All three of these pieces are rarities, but not so Varese's Ameriques, which has been recorded many times since the 1960s. It is a wild work even by Varese's standards, with an enormous orchestra that includes sirens letting loose at times with all the force it's got. Varese composed it soon after moving from France to New York, and although he denied that it was an aural portrait of the American city, it is difficult not to hear echoes of the urban landscape, and even of the nascent jazz of the period, in its huge, often furiously active textures.

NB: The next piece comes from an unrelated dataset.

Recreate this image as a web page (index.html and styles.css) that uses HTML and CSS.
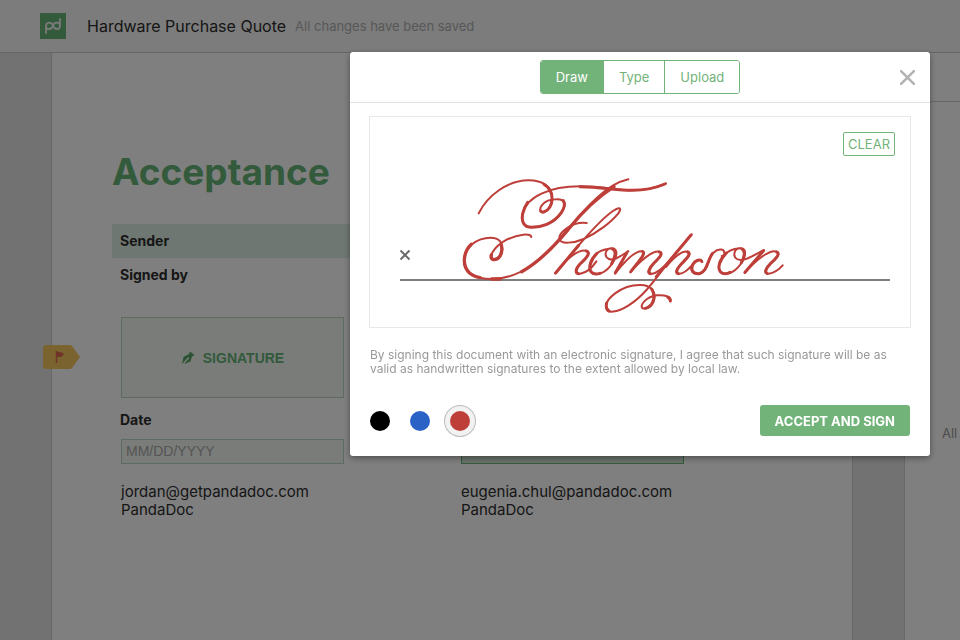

The performance here (of a revision the composer made in the 1920s that reduces its originally even more gigantic orchestra) is a stunner, one of the best on disc, although Robert Craft's original 1960s recording for Columbia, now Sony, comes close and Christoph von Dohnanyi's with the Cleveland Orchestra (sharing the programme with a good account of Charles Ives's Fourth Symphony) turns up the voltage even higher. Riccardo Chailly's account, also on Decca, is interesting because of its use of the original gargantuan orchestra, but lacks the excitement of the versions mentioned above, and Boulez somehow falls down in both of his DG accounts.
As with the other works on the programme, Tilson Thomas is completely at home in Varese's score, and builds up the tension so high during the long, concluding crescendo that when the piece concludes, the audience explodes with enthusiasm. The iTunes download gets much of this music's astonishing dynamism across, but if you have a system that can play SACD multi-channel recordings, go for the CD if this music interests you. It's expensive (currently US$23.64 plus shipping on US Amazon; I doubt you'll find the disc for sale here in Bangkok), but once you hear it, you won't regret the expense.